Interlinking is the mechanism that prevents knowledge from staying trapped inside topic silos. Conventional systems often keep readers focused within one subject area, making it easy to miss how concepts connect across domains. Zettelkasten is designed to encourage those unexpected encounters, and it treats abstraction as a feature: stripping ideas from their original context and embedding them into the network helps generate “aha” moments and general principles.

Externalization is the cognitive engine behind retrieval and understanding. Writing down thoughts—whether a sudden insight or a vague understanding of a difficult concept—forces ideas out of the mind and into a form that can be examined. That matters because people can feel they understand something while still failing to explain it; the act of translating thoughts into words reveals blind spots. The transcript draws on Richard Feynman’s technique of writing explanations as if teaching, even for complex topics like quantum electrodynamics, as a way to verify real understanding. Externalization also reduces the “blank page” problem: instead of starting from scratch, writers can navigate an already-built network of connected notes and assemble a rough draft by selecting and ordering relevant pieces.

Cornell Notes

Zettelkasten is a note-taking system built to convert scattered information into a connected, evolving network of ideas. It draws inspiration from Niklas Luhmann’s method: one idea per card, written in the creator’s own words, each card given a unique ID and linked to related cards by scanning the existing collection. The system’s structure stays “fluid” because it grows bottom-up; clusters and hubs emerge as notes accumulate, and the organization changes as understanding changes. Interlinking helps reveal relationships across topics and supports abstraction into general principles. Externalization—putting thoughts into writing—exposes gaps in understanding and makes drafting easier by removing the blank-page barrier.

How does Zettelkasten avoid the failure mode of folder-based note systems?

Folder-based systems require deciding where each new note belongs, which becomes increasingly awkward as the knowledge base grows.
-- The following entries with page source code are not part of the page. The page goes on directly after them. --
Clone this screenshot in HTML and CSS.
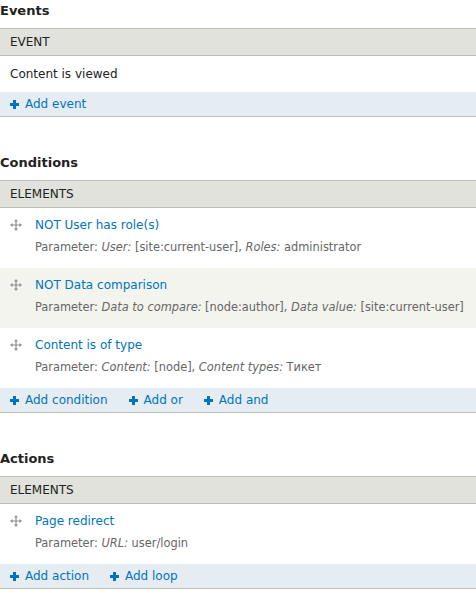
FILE: index.html
```html
<!DOCTYPE html>
<html>
<head>
<meta charset="utf-8">
<link rel="stylesheet" href="styles.css">
</head>
<body>
<section class="block">
  <h2 class="block-title">Events</h2>
  <div class="tbl">
    <div class="tbl-head">EVENT</div>
    <div class="tbl-row plain">Content is viewed</div>
    <div class="tbl-foot">
      <a class="add"><svg class="plus" viewBox="0 0 9 9"><path d="M3 0h3v3h3v3H6v3H3V6H0V3h3z"/></svg>Add event</a>
    </div>
  </div>
</section>

<section class="block">
  <h2 class="block-title">Conditions</h2>
  <div class="tbl">
    <div class="tbl-head">ELEMENTS</div>
    <div class="tbl-row item">
      <svg class="drag" viewBox="0 0 12 12"><path d="M6 0L8 2.5H6.6V5.4H9.5V4L12 6L9.5 8V6.6H6.6V9.5H8L6 12L4 9.5H5.4V6.6H2.5V8L0 6L2.5 4V5.4H5.4V2.5H4Z"/></svg>
      <div class="item-body">
        <a class="item-title">NOT User has role(s)</a>
        <div class="param">Parameter: <em>User:</em> [site:current-user], <em>Roles:</em> administrator</div>
      </div>
    </div>
    <div class="tbl-row item even">
      <svg class="drag" viewBox="0 0 12 12"><path d="M6 0L8 2.5H6.6V5.4H9.5V4L12 6L9.5 8V6.6H6.6V9.5H8L6 12L4 9.5H5.4V6.6H2.5V8L0 6L2.5 4V5.4H5.4V2.5H4Z"/></svg>
      <div class="item-body">
        <a class="item-title">NOT Data comparison</a>
        <div class="param">Parameter: <em>Data to compare:</em> [node:author], <em>Data value:</em> [site:current-user]</div>
      </div>
    </div>
    <div class="tbl-row item">
      <svg class="drag" viewBox="0 0 12 12"><path d="M6 0L8 2.5H6.6V5.4H9.5V4L12 6L9.5 8V6.6H6.6V9.5H8L6 12L4 9.5H5.4V6.6H2.5V8L0 6L2.5 4V5.4H5.4V2.5H4Z"/></svg>
      <div class="item-body">
        <a class="item-title">Content is of type</a>
        <div class="param">Parameter: <em>Content:</em> [node], <em>Content types:</em> Тикет</div>
      </div>
    </div>
    <div class="tbl-foot">
      <a class="add"><svg class="plus" viewBox="0 0 9 9"><path d="M3 0h3v3h3v3H6v3H3V6H0V3h3z"/></svg>Add condition</a>
      <a class="add"><svg class="plus" viewBox="0 0 9 9"><path d="M3 0h3v3h3v3H6v3H3V6H0V3h3z"/></svg>Add or</a>
      <a class="add"><svg class="plus" viewBox="0 0 9 9"><path d="M3 0h3v3h3v3H6v3H3V6H0V3h3z"/></svg>Add and</a>
    </div>
  </div>
</section>

<section class="block">
  <h2 class="block-title">Actions</h2>
  <div class="tbl">
    <div class="tbl-head">ELEMENTS</div>
    <div class="tbl-row item">
      <svg class="drag" viewBox="0 0 12 12"><path d="M6 0L8 2.5H6.6V5.4H9.5V4L12 6L9.5 8V6.6H6.6V9.5H8L6 12L4 9.5H5.4V6.6H2.5V8L0 6L2.5 4V5.4H5.4V2.5H4Z"/></svg>
      <div class="item-body">
        <a class="item-title">Page redirect</a>
        <div class="param">Parameter: <em>URL:</em> user/login</div>
      </div>
    </div>
    <div class="tbl-foot">
      <a class="add"><svg class="plus" viewBox="0 0 9 9"><path d="M3 0h3v3h3v3H6v3H3V6H0V3h3z"/></svg>Add action</a>
      <a class="add"><svg class="plus" viewBox="0 0 9 9"><path d="M3 0h3v3h3v3H6v3H3V6H0V3h3z"/></svg>Add loop</a>
    </div>
  </div>
</section>
</body>
</html>
```

FILE: styles.css
```css
html, body {
  margin: 0;
  padding: 0;
  background: #fff;
}
body {
  font-family: "DejaVu Sans", "Liberation Sans", sans-serif;
  font-size: 12px;
  line-height: 18px;
  color: #000;
}
.block {
  margin-bottom: 35px;
}
.block-title {
  margin: 0;
  font-size: 13px;
  font-weight: bold;
  line-height: 18px;
  padding: 2px 0 8px;
  color: #222;
}
.tbl {
  border-bottom: 1px solid #bebfb9;
}
.tbl-head {
  background: #e1e2dc;
  border-top: 1px solid #bebfb9;
  border-bottom: 1px solid #bebfb9;
  padding: 4px 10px;
  text-transform: uppercase;
  color: #222;
}
.tbl-row.plain {
  padding: 9px 10px;
  color: #222;
}
.tbl-row.item {
  display: flex;
  align-items: flex-start;
  padding: 8px 10px 12px;
}
.tbl-row.even {
  background: #f3f4ee;
}
.drag {
  width: 12px;
  height: 12px;
  fill: #8f8f8f;
  margin-top: 3px;
  margin-right: 13px;
  flex: none;
}
.item-body {
  display: flex;
  flex-direction: column;
  gap: 5px;
}
.item-title {
  color: #0074bd;
}
.param {
  font-size: 11.4px;
  line-height: 17px;
  color: #666;
}
.param em {
  font-style: italic;
}
.tbl-foot {
  background: #e5ecf2;
  padding: 3px 10px;
  display: flex;
  gap: 21px;
}
.add {
  color: #0074bd;
  display: inline-flex;
  align-items: center;
}
.plus {
  width: 9px;
  height: 9px;
  fill: #0074bd;
  margin-right: 6px;
}
```
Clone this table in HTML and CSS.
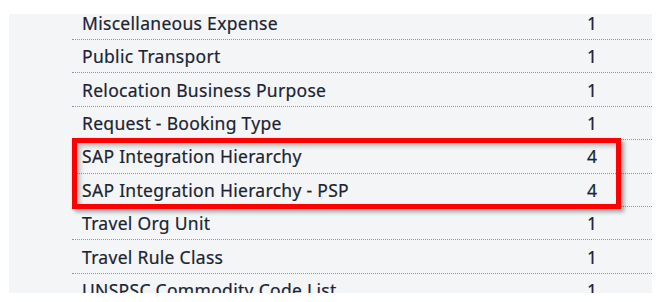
FILE: index.html
```html
<!DOCTYPE html>
<html>
<head>
<meta charset="utf-8">
<link rel="stylesheet" href="styles.css">
</head>
<body>
<div class="panel">
  <div class="table">
    <div class="row"><span class="name">Miscellaneous Expense</span><span class="count">1</span></div>
    <div class="row"><span class="name">Public Transport</span><span class="count">1</span></div>
    <div class="row"><span class="name">Relocation Business Purpose</span><span class="count">1</span></div>
    <div class="row"><span class="name">Request - Booking Type</span><span class="count">1</span></div>
    <div class="row"><span class="name">SAP Integration Hierarchy</span><span class="count">4</span></div>
    <div class="row"><span class="name">SAP Integration Hierarchy - PSP</span><span class="count">4</span></div>
    <div class="row"><span class="name">Travel Org Unit</span><span class="count">1</span></div>
    <div class="row"><span class="name">Travel Rule Class</span><span class="count">1</span></div>
    <div class="row"><span class="name">UNSPSC Commodity Code List</span><span class="count">1</span></div>
  </div>
  <div class="highlight"></div>
</div>
</body>
</html>
```
FILE: styles.css
```css
html, body {
  margin: 0;
  padding: 0;
  background: #ffffff;
}
.panel {
  position: relative;
  margin: 14px 0 0 9px;
  width: 643px;
  height: 279px;
  background: #f4f5f7;
  overflow: hidden;
}
.table {
  margin: -7.3px 0 0 63px;
}
.row {
  display: grid;
  grid-template-columns: 515px 1fr;
  align-items: center;
  height: 32.4px;
  border-bottom: 1px dotted #8796aa;
  font-family: "Noto Sans", sans-serif;
  font-size: 17.5px;
  letter-spacing: 0.3px;
  color: #1a2433;
  -webkit-text-stroke: 0.2px #1a2433;
}
.name {
  padding-left: 10px;
  white-space: nowrap;
}
.count {
  padding-left: 0;
}
.highlight {
  position: absolute;
  left: 63px;
  top: 124px;
  width: 539px;
  height: 61px;
  border: 5px solid #ff0000;
  box-shadow: 3px 3px 4px rgba(0, 0, 0, 0.35), inset 3px 3px 4px rgba(0, 0, 0, 0.25);
}
```
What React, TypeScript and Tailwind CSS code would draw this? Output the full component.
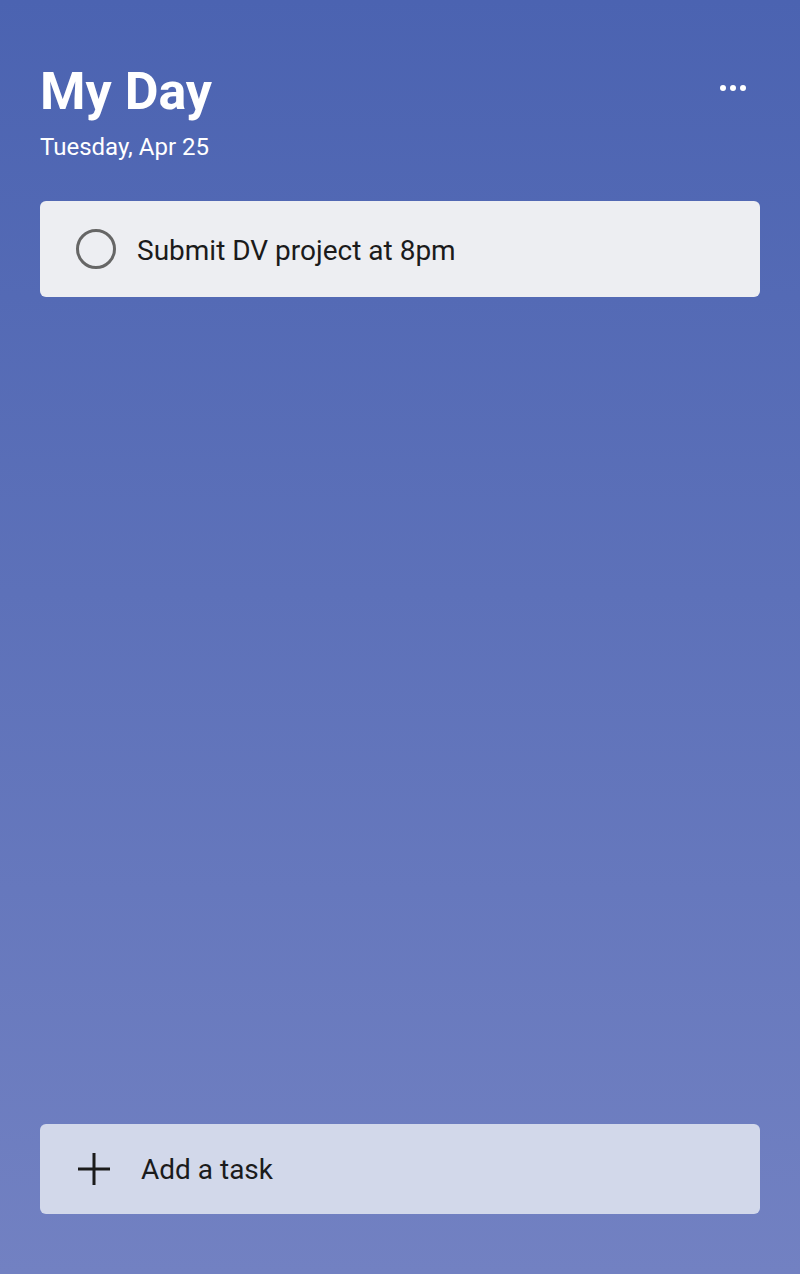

Zettelkasten starts with a “primary soup” of individual notes and links them directly, without folders. As more notes are added, clusters and hubs emerge naturally, creating a hierarchy that fits the evolving network rather than a rigid backbone imposed upfront.

What does “one card equals one atomic idea” accomplish in Luhmann’s workflow?

It forces notes to be small and conceptually focused, making them easier to link later. Luhmann also avoided copying phrasing from sources; he rewrote ideas in his own words. That translation step acts like a filter of his thinking, and it improves the usefulness of each note when it later connects to other ideas.

Why are interconnections more valuable than simply collecting notes?

The transcript emphasizes that the number of connections grows faster than the number of notes, creating synergy. Links let a reader see how seemingly unrelated concepts relate, which supports abstraction and general principles. Instead of treating notes as isolated facts, Zettelkasten turns them into a navigable web for generating new insights.

What cognitive problem does externalization address?

People often feel they understand something until they try to explain it and discover they can’t convey the reasoning clearly. Externalization—writing or explaining in one’s own words—reveals blind spots by forcing thoughts into an external, inspectable form. It also strengthens memory by making the relevant mental patterns more concrete and retrievable.

How does Zettelkasten reduce the blank-page problem for writing?

Because ideas are already captured and linked over time, writing becomes selecting and arranging existing notes rather than generating content from nothing. With a connected network in place, a rough draft can be assembled quickly by choosing notes that match the writing goal and ordering them into a linear sequence.

Review Questions

  1. What are the differences between top-down organization (folders/hierarchies) and Zettelkasten’s bottom-up “fluid structure,” and why does that matter as the note collection grows?
  2. How do interlinking and abstraction work together to produce insights in Zettelkasten? Give an example of how a connection across topics could lead to a general principle.
  3. Why does externalization help detect gaps in understanding, and how does it change the writing process compared with starting from scratch?

Key Points

  1. 1

    Zettelkasten is designed to manage knowledge by turning information into a linked network of ideas you can retrieve and recombine, not a pile of isolated notes.

  2. 2

    Niklas Luhmann’s method used one idea per card, written in his own words, with unique IDs and explicit links to related prior cards.

  3. 3

    The system’s structure stays fluid: it grows bottom-up, and clusters/hubs emerge and change as the collection expands.

  4. 4

    Interlinking encourages cross-topic connections and supports abstraction, helping convert details into general principles and “aha” moments.

  5. 5

    Externalization—writing down thoughts and attempting explanations—reveals blind spots in understanding and strengthens recall.

  6. 6

    Having a pre-built network of connected notes reduces the blank-page problem by making drafting a matter of selection and ordering rather than invention from nothing.

Highlights

Zettelkasten replaces rigid folder hierarchies with a bottom-up network where structure emerges from linking, not from upfront planning.
Luhmann’s productivity is tied to a disciplined workflow: one idea per card, rewritten in one’s own words, then linked via unique IDs to related cards.
The system treats connections as the real engine of insight: the web of links grows in value faster than the number of notes.
Externalization functions as a reality check on understanding—writing or explaining exposes what the mind only seems to know.
Drafting becomes faster because the “raw material” is already captured and connected, so writing starts from a navigable idea base rather than a blank page.